Stored data:
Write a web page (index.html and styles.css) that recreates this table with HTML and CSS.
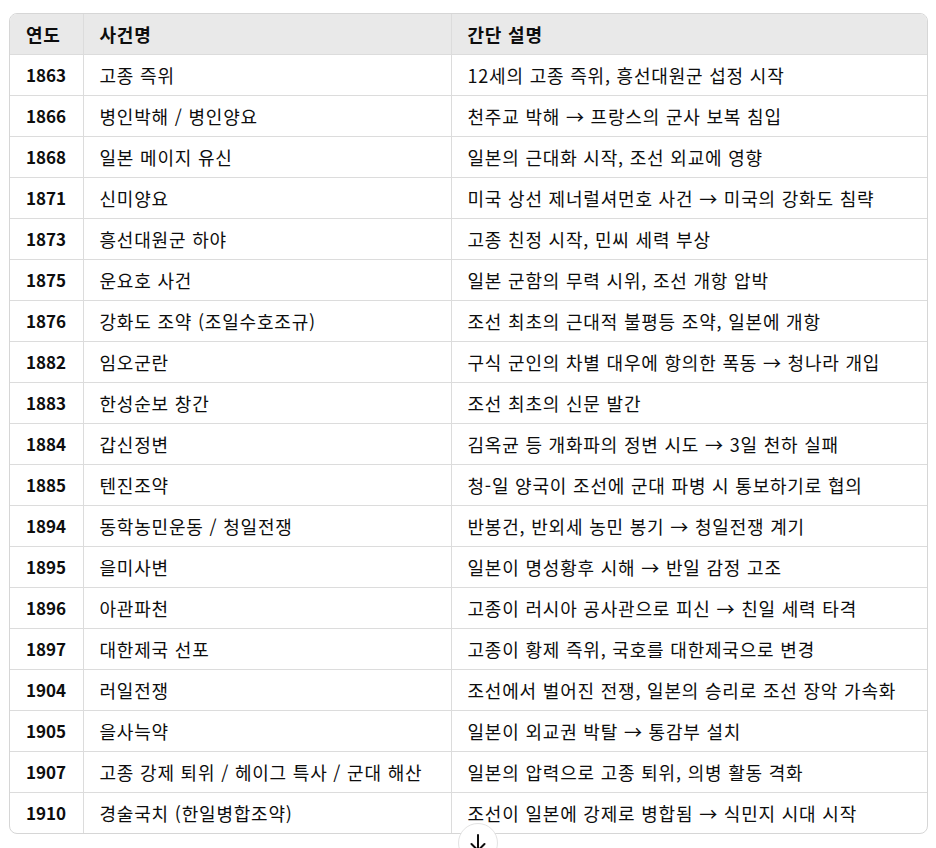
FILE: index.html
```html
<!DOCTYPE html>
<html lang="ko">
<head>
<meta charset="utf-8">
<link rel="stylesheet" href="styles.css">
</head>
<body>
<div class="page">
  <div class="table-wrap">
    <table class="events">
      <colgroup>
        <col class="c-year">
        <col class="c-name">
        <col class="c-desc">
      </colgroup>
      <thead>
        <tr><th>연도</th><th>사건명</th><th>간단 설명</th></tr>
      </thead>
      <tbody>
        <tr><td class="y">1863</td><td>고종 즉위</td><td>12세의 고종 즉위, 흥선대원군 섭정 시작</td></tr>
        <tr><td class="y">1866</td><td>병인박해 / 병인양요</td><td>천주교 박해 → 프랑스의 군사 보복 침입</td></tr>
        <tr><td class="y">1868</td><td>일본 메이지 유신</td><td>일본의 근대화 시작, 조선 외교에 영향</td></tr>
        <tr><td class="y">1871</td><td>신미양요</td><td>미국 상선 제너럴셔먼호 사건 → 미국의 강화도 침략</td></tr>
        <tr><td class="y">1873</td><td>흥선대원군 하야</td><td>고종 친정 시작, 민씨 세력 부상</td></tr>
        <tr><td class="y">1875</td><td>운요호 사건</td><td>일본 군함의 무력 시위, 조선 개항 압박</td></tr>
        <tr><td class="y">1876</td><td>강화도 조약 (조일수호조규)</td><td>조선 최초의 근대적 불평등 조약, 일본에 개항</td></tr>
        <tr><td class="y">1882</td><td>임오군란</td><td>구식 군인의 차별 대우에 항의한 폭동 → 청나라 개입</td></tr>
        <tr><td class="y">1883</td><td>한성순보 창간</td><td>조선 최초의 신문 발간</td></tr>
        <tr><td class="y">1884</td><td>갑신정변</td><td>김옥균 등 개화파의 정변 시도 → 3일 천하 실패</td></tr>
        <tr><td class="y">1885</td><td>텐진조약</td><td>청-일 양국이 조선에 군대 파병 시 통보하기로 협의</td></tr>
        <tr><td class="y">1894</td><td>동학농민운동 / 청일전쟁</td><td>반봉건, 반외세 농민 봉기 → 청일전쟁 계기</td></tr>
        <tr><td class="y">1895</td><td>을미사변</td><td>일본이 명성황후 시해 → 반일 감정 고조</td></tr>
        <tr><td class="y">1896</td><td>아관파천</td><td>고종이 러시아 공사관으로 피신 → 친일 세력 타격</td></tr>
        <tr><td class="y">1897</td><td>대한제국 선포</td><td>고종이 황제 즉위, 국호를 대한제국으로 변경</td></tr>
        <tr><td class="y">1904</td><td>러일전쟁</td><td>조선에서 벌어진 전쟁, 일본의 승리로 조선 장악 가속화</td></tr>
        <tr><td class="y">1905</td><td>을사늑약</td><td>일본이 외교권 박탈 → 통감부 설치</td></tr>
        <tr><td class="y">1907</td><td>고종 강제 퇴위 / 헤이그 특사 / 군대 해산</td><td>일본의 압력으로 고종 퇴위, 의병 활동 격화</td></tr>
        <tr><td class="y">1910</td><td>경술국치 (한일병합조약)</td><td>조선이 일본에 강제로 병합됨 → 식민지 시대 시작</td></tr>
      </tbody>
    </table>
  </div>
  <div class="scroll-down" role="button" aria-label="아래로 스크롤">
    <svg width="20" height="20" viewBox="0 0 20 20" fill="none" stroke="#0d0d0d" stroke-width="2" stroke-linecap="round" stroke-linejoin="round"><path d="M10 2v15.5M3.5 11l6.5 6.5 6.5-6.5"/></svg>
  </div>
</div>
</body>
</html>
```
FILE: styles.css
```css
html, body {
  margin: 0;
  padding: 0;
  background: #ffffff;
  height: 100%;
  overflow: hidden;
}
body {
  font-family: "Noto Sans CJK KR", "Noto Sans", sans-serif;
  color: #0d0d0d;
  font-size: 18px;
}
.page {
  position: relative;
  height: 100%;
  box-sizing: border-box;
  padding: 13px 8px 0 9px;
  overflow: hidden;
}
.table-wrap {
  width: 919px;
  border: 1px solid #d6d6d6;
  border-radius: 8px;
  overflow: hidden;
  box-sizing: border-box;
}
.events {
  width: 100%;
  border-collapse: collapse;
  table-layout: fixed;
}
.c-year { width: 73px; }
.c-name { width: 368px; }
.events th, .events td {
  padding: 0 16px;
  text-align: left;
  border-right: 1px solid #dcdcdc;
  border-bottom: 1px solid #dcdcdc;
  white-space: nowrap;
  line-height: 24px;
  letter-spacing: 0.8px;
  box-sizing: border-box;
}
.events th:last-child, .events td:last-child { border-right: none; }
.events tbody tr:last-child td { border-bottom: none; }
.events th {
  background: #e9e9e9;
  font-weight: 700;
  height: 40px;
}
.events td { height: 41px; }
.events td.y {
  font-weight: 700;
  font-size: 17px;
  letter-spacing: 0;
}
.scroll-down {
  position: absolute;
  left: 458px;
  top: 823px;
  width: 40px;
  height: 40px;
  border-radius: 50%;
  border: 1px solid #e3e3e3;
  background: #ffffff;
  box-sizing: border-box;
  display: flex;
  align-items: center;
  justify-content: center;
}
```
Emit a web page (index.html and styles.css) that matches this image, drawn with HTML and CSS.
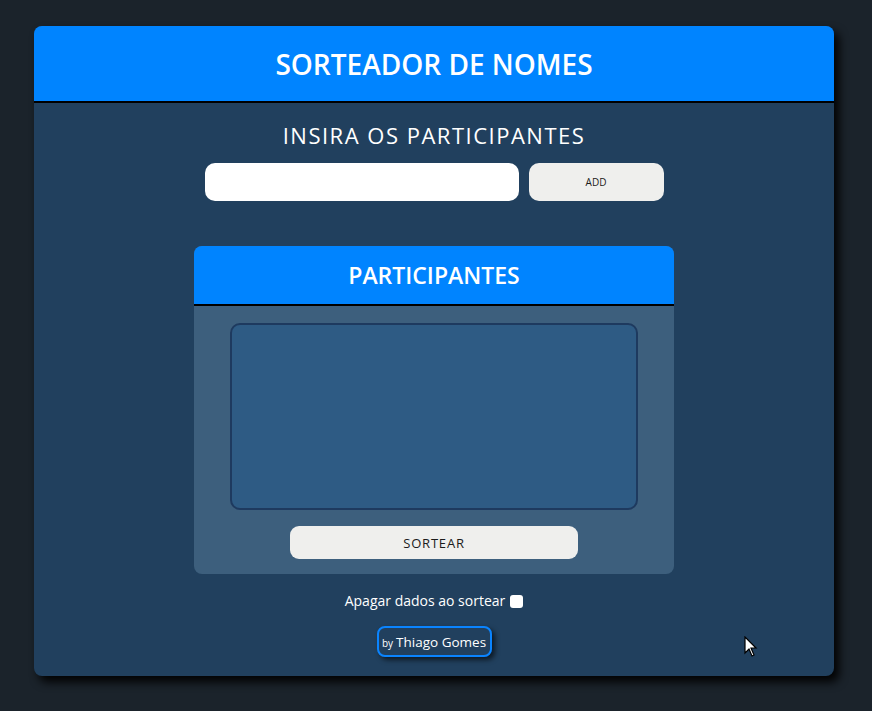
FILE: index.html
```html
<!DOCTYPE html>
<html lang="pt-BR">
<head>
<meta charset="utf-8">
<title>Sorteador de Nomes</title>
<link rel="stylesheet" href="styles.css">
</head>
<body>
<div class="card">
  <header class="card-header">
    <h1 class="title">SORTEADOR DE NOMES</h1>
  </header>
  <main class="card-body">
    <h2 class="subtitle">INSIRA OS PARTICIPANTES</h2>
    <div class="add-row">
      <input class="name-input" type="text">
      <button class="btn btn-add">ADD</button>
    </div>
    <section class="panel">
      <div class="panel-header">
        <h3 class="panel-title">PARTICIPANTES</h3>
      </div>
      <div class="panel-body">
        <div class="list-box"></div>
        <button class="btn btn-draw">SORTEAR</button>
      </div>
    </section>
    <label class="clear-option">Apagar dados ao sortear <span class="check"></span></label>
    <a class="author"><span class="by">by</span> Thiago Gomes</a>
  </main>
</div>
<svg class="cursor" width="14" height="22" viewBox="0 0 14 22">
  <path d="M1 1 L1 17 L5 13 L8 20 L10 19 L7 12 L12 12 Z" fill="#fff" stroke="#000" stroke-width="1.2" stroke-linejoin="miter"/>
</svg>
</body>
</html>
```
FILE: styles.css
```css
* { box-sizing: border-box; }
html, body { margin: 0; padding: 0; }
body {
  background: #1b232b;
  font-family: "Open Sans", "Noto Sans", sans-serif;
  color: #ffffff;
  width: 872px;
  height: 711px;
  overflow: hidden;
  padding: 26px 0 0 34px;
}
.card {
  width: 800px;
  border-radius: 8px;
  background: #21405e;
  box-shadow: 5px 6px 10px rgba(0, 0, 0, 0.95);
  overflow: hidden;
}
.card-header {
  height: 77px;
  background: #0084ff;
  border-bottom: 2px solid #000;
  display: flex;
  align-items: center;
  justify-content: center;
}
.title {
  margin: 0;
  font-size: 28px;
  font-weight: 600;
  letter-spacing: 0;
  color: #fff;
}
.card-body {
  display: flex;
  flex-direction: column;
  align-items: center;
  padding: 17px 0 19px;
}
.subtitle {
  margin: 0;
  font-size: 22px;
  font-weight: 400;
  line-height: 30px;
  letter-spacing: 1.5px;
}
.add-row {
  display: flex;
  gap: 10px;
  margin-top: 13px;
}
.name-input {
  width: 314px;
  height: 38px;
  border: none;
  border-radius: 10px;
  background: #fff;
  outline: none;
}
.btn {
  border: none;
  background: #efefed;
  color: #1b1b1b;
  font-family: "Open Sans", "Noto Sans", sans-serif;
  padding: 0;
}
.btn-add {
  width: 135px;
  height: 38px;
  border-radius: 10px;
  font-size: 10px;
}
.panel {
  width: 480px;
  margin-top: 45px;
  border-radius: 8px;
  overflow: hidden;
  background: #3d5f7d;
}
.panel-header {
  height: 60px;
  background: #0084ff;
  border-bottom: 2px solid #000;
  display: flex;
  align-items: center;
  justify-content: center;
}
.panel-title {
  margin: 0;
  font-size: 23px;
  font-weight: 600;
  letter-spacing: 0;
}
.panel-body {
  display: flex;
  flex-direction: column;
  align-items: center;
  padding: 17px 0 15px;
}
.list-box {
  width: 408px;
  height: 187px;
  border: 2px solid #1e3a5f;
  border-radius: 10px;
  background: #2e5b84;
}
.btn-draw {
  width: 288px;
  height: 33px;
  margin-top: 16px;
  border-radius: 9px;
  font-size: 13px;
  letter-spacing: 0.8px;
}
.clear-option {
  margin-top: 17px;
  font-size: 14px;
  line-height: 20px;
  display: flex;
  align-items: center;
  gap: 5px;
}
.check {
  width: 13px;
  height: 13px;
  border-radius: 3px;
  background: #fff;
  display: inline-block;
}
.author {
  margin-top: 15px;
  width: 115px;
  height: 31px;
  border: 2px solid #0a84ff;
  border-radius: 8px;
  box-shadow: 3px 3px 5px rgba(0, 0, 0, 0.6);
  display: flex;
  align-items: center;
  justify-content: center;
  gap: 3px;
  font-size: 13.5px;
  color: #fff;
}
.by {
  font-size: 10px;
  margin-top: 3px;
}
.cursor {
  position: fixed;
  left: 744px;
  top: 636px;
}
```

What you have to do: Every line in the data that holds "with" should be copied out.

Exercise response:
Write a web page (index.html and styles.css) that recreates this table with HTML and CSS.
Emit a web page (index.html and styles.css) that matches this image, drawn with HTML and CSS.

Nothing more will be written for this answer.